3rd son - Mullet (five pointed star)
The star symbolizes honor, achievement and hope. Stars with wavy points are emblems of God's goodness, or some other eminence that elevated the first bearer above the common people. Stars, estoiles and mullets are often confused because of their similarity, which is not helped by the fact that no definite lines have ever officially been followed regarding their specific differences. In England stars with wavy rays are called estoiles, when they are straight they are called mullets, and technically there is no such thing as a star. A mullet has five points unless another number is specified, which it often is, but an estoile can have any number so one must be provided. However, in Scotland the distinction between a mullet and a star is that a mullet is pierced, which actually makes it a spur-revel, and a star is whole. In France the definition of a mullet is different yet again; this time, it has no less than six points.
4th son - Martlet
The martlet, or heraldic swallow, is a bird perceived as swift and elegant and is a device for someone prompt and ready in the dispatch of his business. It may also represent one who has to subsist on the wings of his virtue and merit alone. The martlet signifies nobility acquired through bravery, prowess or intelligence. On English arms it was a mark of cadency signifying the fourth son, for whom there was little doubt that there would be no land left for him to inherit. Interestingly, this heraldic symbol was a perpetuation of the popular belief that the swallow has no feet. This is supported by the fact that one never does see swallow standing, but regardless, the martlet is consistently drawn without feet. If the feet are drawn the symbol becomes a swallow, which is less common than the martlet. The swallow is a vanguard of spring and represents a bearer of good news.
5th son - Annulet
The annulet is a plain ring. As a closed circle, it is symbolic of continuity and wholeness. The Romans are said to have worn a ring as a sign of knighthood and rings are still used at some coronations and in the institution of knighthood. The annulet may have been borne to indicate that the bearer had the superior qualities of a knight. In some circles an annulet represented riches.
6th son - Fleur de lis
The fleur-de-lis is a very ancient and widely used symbol. It is found in East Indian, Egyptian and Etruscan decorations, as well as Roman and Gothic architecture. It may originally have been intended to represent a lily or white iris, or an arrow or spearhead. In Christian symbolism, the fleur-de-lis is used as a symbol of the Holy Trinity and as an ensign of the Virgin Mary. In heraldry, it is also said to signify faith, wisdom, and valor. Fleurs-de-lis are now most commonly associated with France. In ancient times they may have signified a connection with that country through war, marriage or property rights.
7th son - Rose
The rose is a symbol of hope and joy; it is first among flowers and expresses beauty and grace. With a red blossom, it is a symbol of martyrdom. The white rose expresses love and faith and in Christian symbolism, it signifies purity. The yellow rose is a symbol of absolute achievement. The conventional form of a heraldic rose has five displayed petals that mimic the look of a wild rose on a hedgerow. The famous Wars of Roses, between the red rose of the house of Lancaster and the white rose of the house of York, ended after the succession of the Tudors to the throne. After this the heraldic rose developed a double row of petals which was obviously in effort to combine the rival emblems, although the element of increasing familiarity with the cultivated rose was also present. During the reign of the Tudors there was a more naturalistic trend in heraldry, and stems and leaves were added to the rose. Nevertheless, heraldry has accomplished what horticulture could not, and roses will be found tinted blue, black and green, in addition to more natural colours.
8th son - Cross Moline
The cross moline is a simple cross with the ends of the arms split and curved away from each other to either side. If they curve so much that they actually curl under the cross is often described as a cross anchory. A cross moline with rectangular split ends is also known as the "miller's cross" or "cross miller," which is supposed to represent a millrind.

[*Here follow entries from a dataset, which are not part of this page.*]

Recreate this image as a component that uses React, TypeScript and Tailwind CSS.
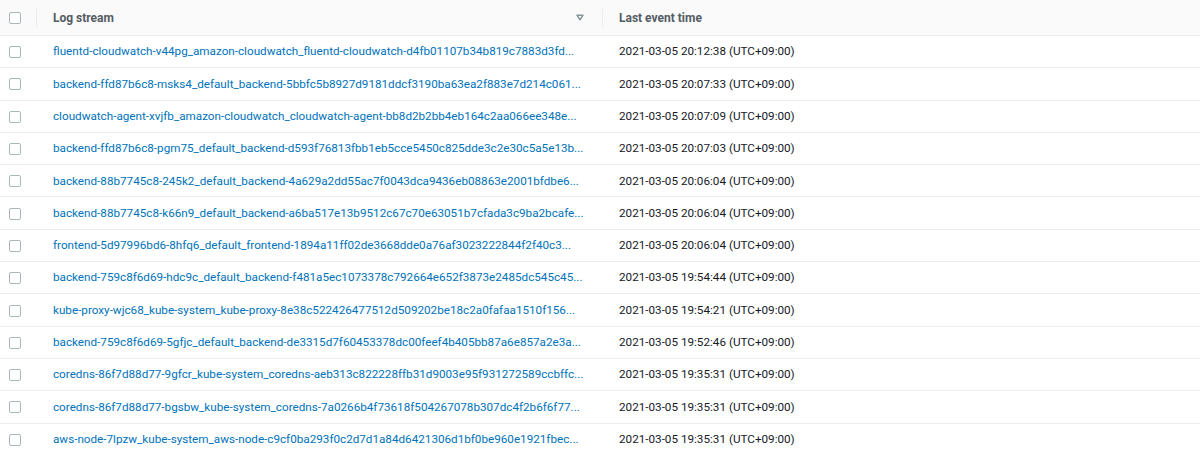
import React from "react";

const streams: [string, string][] = [
  ["fluentd-cloudwatch-v44pg_amazon-cloudwatch_fluentd-cloudwatch-d4fb01107b34b819c7883d3fd...", "2021-03-05 20:12:38 (UTC+09:00)"],
  ["backend-ffd87b6c8-msks4_default_backend-5bbfc5b8927d9181ddcf3190ba63ea2f883e7d214c061...", "2021-03-05 20:07:33 (UTC+09:00)"],
  ["cloudwatch-agent-xvjfb_amazon-cloudwatch_cloudwatch-agent-bb8d2b2bb4eb164c2aa066ee348e...", "2021-03-05 20:07:09 (UTC+09:00)"],
  ["backend-ffd87b6c8-pgm75_default_backend-d593f76813fbb1eb5cce5450c825dde3c2e30c5a5e13b...", "2021-03-05 20:07:03 (UTC+09:00)"],
  ["backend-88b7745c8-245k2_default_backend-4a629a2dd55ac7f0043dca9436eb08863e2001bfdbe6...", "2021-03-05 20:06:04 (UTC+09:00)"],
  ["backend-88b7745c8-k66n9_default_backend-a6ba517e13b9512c67c70e63051b7cfada3c9ba2bcafe...", "2021-03-05 20:06:04 (UTC+09:00)"],
  ["frontend-5d97996bd6-8hfq6_default_frontend-1894a11ff02de3668dde0a76af3023222844f2f40c3...", "2021-03-05 20:06:04 (UTC+09:00)"],
  ["backend-759c8f6d69-hdc9c_default_backend-f481a5ec1073378c792664e652f3873e2485dc545c45...", "2021-03-05 19:54:44 (UTC+09:00)"],
  ["kube-proxy-wjc68_kube-system_kube-proxy-8e38c522426477512d509202be18c2a0fafaa1510f156...", "2021-03-05 19:54:21 (UTC+09:00)"],
  ["backend-759c8f6d69-5gfjc_default_backend-de3315d7f60453378dc00feef4b405bb87a6e857a2e3a...", "2021-03-05 19:52:46 (UTC+09:00)"],
  ["coredns-86f7d88d77-9gfcr_kube-system_coredns-aeb313c822228ffb31d9003e95f931272589ccbffc...", "2021-03-05 19:35:31 (UTC+09:00)"],
  ["coredns-86f7d88d77-bgsbw_kube-system_coredns-7a0266b4f73618f504267078b307dc4f2b6f6f77...", "2021-03-05 19:35:31 (UTC+09:00)"],
  ["aws-node-7lpzw_kube-system_aws-node-c9cf0ba293f0c2d7d1a84d6421306d1bf0be960e1921fbec...", "2021-03-05 19:35:31 (UTC+09:00)"],
];

const Checkbox = () => (
  <span className="block w-[12px] h-[12px] border border-[#aab7b8] rounded-[2px] bg-white" />
);

const App = () => {
  return (
    <div
      className="w-[1200px] h-[451px] bg-white overflow-hidden text-[11.7px]"
      style={{ fontFamily: "Roboto, 'Noto Sans', sans-serif" }}
    >
      {/* Header */}
      <div className="flex items-center h-[36px] bg-[#fafafa] border-b border-[#eaeded] text-[12px]">
        <div className="w-[36px] pl-[9px] flex items-center">
          <Checkbox />
        </div>
        <div className="w-px h-[18px] bg-[#eaeded]" />
        <div className="w-[565px] flex items-center pl-[16px] pr-[16px]">
          <span className="font-bold text-[#545b64]">Log stream</span>
          <svg className="ml-auto mr-[2px]" width="8" height="7" viewBox="0 0 8 7">
            <path d="M1 1.2 H7 L4 5.8 Z" fill="none" stroke="#879596" strokeWidth="1.5" strokeLinejoin="round" />
          </svg>
        </div>
        <div className="w-px h-[18px] bg-[#eaeded]" />
        <div className="flex-1 pl-[16px]">
          <span className="font-bold text-[#545b64]">Last event time</span>
        </div>
      </div>

      {/* Rows */}
      {streams.map(([name, time]) => (
        <div key={name} className="flex items-center h-[32.3px] border-b border-[#eaeded] pt-[1px]">
          <div className="w-[36px] pl-[9px] flex items-center">
            <Checkbox />
          </div>
          <div className="w-[566px] pl-[17px] pr-[16px] whitespace-nowrap overflow-hidden">
            <a href="#" className="text-[#0073bb]">{name}</a>
          </div>
          <div className="flex-1 pl-[17px] text-[#16191f]">{time}</div>
        </div>
      ))}
    </div>
  );
};

export default App;
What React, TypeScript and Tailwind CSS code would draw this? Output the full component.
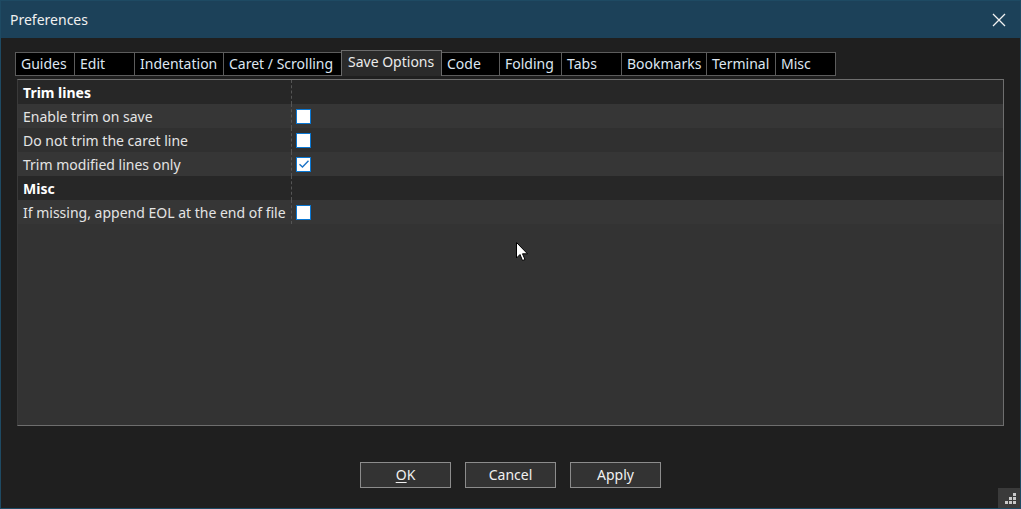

9th son - Double Quatrefoil
Quatrefoils are not the same as shamrocks, though they do have four leaves; the leaves of a quatrefoil are more circular and they appear without the stem of a trefoil, except for very rarely. Architects placed this symbol on churches to signify that the gospel, the harbinger of peace and immortality, was preached there. In British rules of inheritance, the double quatrefoil signified the ninth son.